Required work: Gather all lines from the material that contain the word "picture".

Supplied records:
════════════════════

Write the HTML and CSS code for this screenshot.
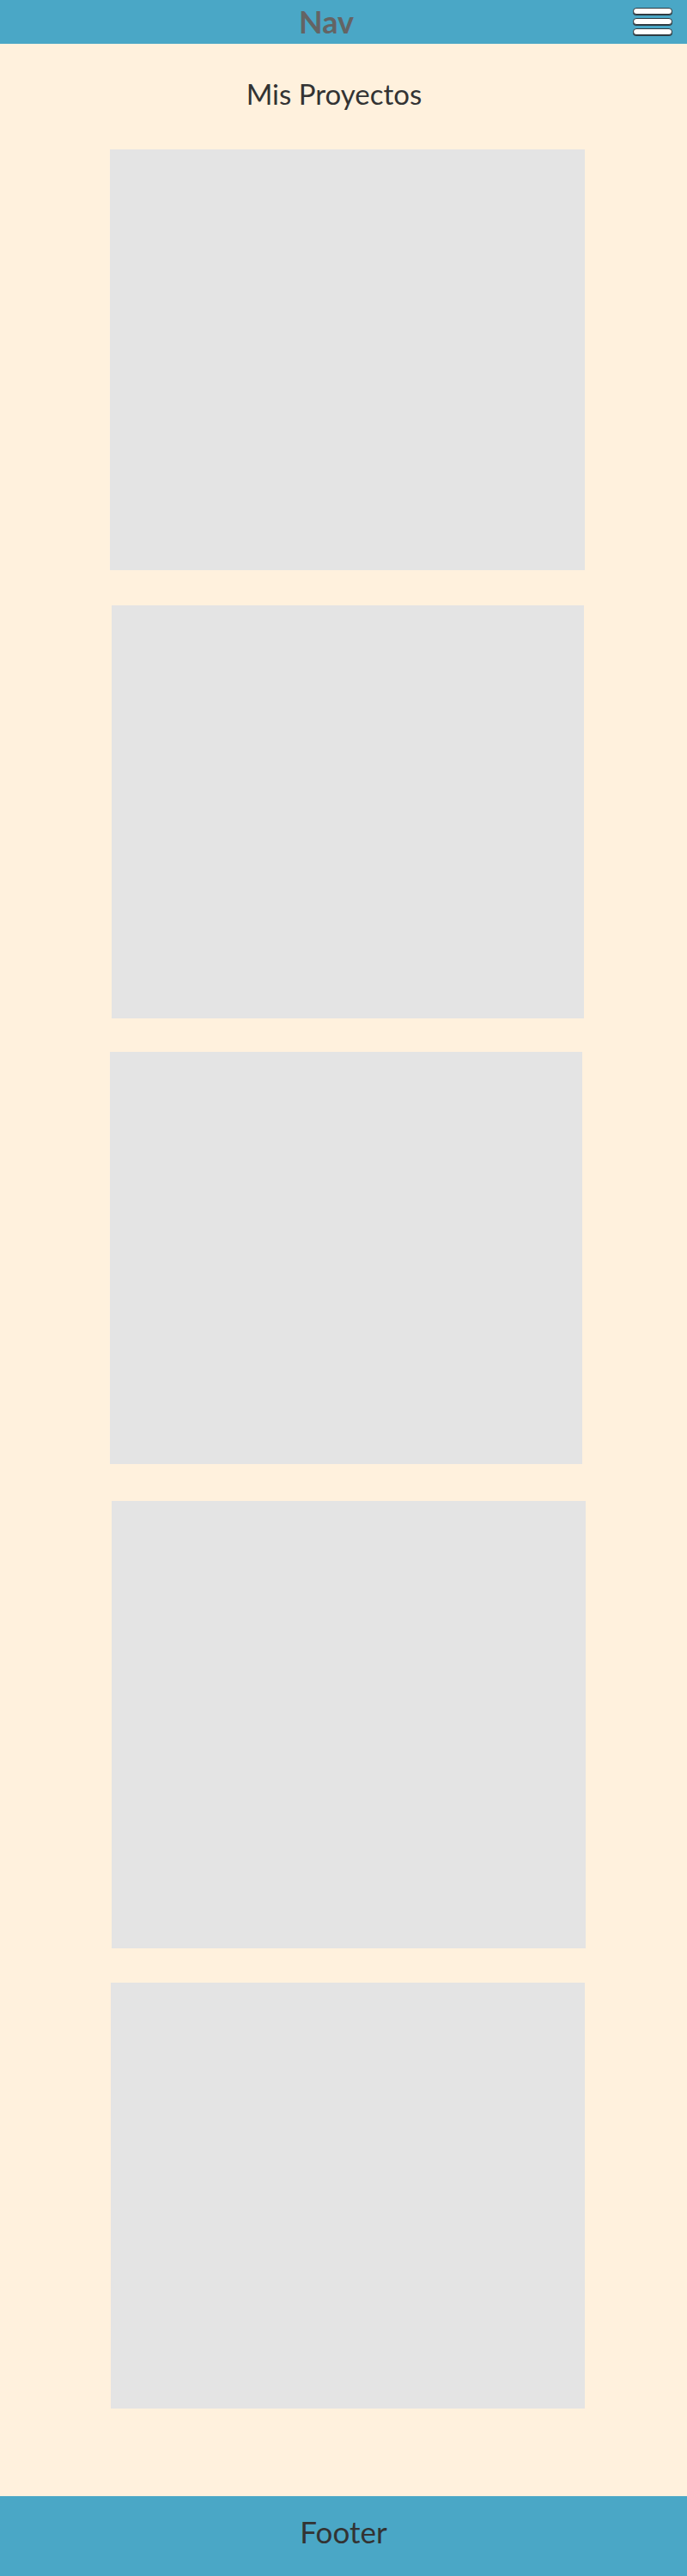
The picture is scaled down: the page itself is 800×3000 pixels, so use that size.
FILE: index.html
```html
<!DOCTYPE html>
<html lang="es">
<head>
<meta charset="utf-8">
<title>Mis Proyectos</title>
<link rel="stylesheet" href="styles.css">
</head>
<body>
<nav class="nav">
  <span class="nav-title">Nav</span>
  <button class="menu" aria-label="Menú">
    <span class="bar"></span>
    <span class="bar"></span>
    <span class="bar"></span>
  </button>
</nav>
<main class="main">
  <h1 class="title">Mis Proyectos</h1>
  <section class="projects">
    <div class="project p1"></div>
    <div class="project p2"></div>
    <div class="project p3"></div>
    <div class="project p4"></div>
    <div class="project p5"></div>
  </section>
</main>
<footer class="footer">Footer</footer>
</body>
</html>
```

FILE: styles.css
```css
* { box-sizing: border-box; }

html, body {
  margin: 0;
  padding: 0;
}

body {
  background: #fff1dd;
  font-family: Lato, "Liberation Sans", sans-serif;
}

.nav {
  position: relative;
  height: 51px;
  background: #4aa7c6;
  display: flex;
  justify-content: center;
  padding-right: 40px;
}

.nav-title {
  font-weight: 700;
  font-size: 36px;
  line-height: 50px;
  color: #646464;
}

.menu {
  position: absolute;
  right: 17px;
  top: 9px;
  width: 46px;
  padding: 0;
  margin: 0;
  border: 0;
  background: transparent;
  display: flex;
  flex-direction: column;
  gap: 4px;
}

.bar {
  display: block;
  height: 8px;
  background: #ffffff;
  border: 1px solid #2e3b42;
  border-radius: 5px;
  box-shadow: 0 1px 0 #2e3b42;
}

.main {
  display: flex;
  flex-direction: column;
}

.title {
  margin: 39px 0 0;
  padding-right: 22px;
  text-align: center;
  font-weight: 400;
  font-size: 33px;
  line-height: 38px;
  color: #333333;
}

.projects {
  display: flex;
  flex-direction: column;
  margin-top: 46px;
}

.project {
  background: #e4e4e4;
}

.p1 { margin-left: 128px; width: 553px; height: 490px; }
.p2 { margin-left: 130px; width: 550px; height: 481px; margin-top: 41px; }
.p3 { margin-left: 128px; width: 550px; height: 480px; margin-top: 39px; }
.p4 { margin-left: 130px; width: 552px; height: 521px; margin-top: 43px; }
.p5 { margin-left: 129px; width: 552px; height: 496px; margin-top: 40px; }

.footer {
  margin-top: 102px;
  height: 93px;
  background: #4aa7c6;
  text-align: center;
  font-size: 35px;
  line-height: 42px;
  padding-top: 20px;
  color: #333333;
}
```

════════════════════

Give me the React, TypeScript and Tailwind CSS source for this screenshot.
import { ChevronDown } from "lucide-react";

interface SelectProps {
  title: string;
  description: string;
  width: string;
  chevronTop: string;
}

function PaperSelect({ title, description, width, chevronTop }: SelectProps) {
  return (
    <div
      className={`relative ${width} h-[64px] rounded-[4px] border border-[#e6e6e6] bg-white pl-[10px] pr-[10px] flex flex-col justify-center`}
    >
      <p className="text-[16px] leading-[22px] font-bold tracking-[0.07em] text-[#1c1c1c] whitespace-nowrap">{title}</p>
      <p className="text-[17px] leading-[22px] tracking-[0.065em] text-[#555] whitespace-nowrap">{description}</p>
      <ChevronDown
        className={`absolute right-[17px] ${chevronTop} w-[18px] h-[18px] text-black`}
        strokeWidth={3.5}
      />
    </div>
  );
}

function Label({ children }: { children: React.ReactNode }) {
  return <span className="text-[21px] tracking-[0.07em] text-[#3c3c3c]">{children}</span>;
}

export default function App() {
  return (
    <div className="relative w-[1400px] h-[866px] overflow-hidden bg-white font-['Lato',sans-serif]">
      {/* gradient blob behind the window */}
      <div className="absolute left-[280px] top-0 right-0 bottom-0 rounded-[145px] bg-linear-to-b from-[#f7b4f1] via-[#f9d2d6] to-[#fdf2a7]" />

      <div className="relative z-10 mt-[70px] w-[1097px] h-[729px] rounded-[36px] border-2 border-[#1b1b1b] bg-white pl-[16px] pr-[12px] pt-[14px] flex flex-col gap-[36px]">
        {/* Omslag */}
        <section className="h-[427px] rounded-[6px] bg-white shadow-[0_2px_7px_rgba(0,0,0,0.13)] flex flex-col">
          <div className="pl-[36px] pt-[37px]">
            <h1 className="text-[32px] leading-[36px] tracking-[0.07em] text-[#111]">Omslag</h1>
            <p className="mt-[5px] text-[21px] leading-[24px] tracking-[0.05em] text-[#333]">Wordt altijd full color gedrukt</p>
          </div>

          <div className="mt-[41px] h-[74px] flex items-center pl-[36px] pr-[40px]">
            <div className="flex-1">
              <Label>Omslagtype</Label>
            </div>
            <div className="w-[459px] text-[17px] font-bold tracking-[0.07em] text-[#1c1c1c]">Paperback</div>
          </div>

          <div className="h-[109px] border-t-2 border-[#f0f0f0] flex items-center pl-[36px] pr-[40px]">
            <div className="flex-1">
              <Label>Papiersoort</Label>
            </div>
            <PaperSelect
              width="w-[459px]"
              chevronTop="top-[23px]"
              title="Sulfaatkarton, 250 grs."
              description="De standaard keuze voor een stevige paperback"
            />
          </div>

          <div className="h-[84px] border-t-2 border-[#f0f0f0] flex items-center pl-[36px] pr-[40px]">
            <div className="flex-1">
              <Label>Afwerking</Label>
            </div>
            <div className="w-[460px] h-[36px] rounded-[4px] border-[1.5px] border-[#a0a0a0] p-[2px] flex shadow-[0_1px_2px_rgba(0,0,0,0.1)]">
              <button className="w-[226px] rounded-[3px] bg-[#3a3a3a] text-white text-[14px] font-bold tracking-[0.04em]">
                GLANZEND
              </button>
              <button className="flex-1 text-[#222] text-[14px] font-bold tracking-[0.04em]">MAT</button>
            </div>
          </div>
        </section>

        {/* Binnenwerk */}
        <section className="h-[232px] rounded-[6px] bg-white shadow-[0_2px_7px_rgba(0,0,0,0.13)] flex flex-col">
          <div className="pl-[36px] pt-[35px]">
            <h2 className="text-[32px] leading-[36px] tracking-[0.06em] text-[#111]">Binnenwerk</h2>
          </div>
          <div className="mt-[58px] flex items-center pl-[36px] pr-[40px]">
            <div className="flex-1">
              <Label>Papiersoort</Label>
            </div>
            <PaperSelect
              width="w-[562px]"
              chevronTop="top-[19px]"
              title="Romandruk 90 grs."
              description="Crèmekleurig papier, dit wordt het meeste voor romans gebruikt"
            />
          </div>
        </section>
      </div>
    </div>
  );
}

════════════════════

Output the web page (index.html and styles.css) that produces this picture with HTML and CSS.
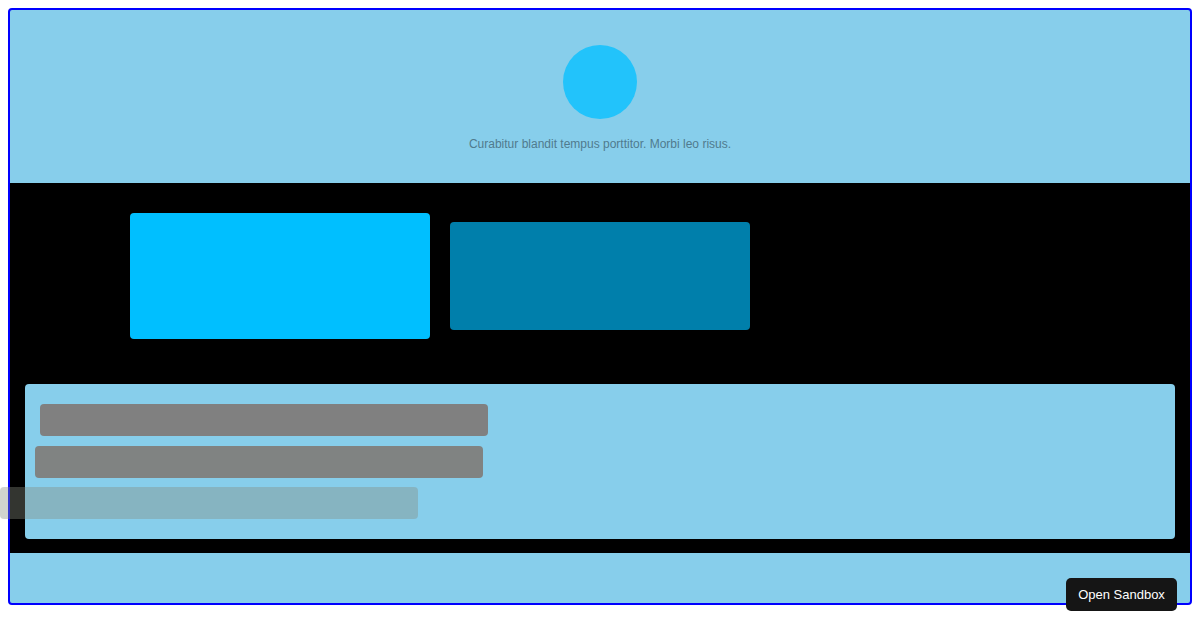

════════════════════

In response:
The picture is scaled down: the page itself is 800×3000 pixels, so use that size.
Output the web page (index.html and styles.css) that produces this picture with HTML and CSS.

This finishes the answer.